Lately I have played around with inversion at circles trying to find some new kind of fractals. Thus I found a simple mapping that gives interesting designs. They are not fractal, instead overlapping circles appear.
Inversion at a single circle is trivial. If the radius is equal to one and the center lies at the origin, then inversion maps a point z in the complex plane to 1/z. A second inversion gives z again and that’s it. But using inversion at two different circles gives a really interesting dynamics. I use two circles of unit radius, one with the center at the origin. The other center lies at a distance d away on the real x-axis. A point at z goes then first to 1/z and then to d+1/(1/z-d). This combined mapping has two fixed points. For d<2 the fixed points are the intersection points of the circles.
The image of a circle upon inversion is always a circle or exceptionally a straight line (see http://en.wikipedia.org/wiki/Inversive_geometry). Thus the combined mapping and its inverse also give a unique circular disk as the image of a circular disk. This is very different to polynomial functions like z*z+d with inverse mappings that give several unconnected regions from a compact region. This splitting of the inverse mapping causes the fractal structure of the Mandelbrot set and similar fractals, for more see “self-similar fractals …“. Thus, this mapping does not give fractals.
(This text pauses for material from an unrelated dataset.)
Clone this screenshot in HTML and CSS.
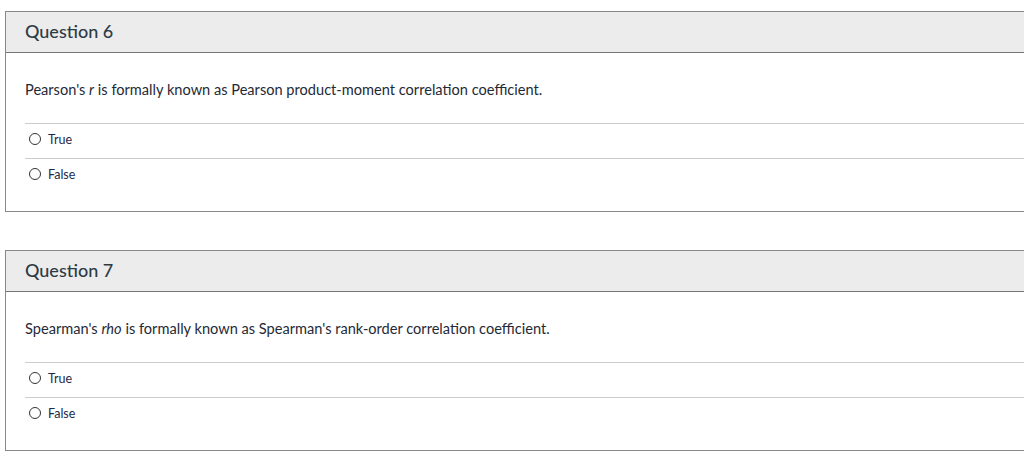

To get some images for this combined inversion at circles I simply check the distance r of the point z from the center of the circle after each inversion. If r is lower than some chosen value R then the pixel at the starting point of the iteration gets a color. It will be black if this happened at circle at the origin and white for the other circle. If there is no such event after many iterations then the pixel becomes dark red. This happens for starting points in large regions around the two fixed points.
Note that all pixels at points z of absolute value larger than 1/R immediately become black at the first inversion at the circle at the origin. Thus only pixels closer to the origin are interesting. The results depend strongly on the distance d between the circles and the detection radius R. Often they are rather chaotic superpositions of circles. Here you see a more interesting result for R=0.3 and d=1.807:
You can easily make your own experiments. Simply use the “improved code for fractals …” and modify the “color fractal(Vector z)” function.
Could these images be mistaken as abstract geometric or concrete art ? Naively, one might think that an artist used compasses and ruler to create it. One could try to find complicated geometric rules and would never discover that it simply results from the inversion of points at circles.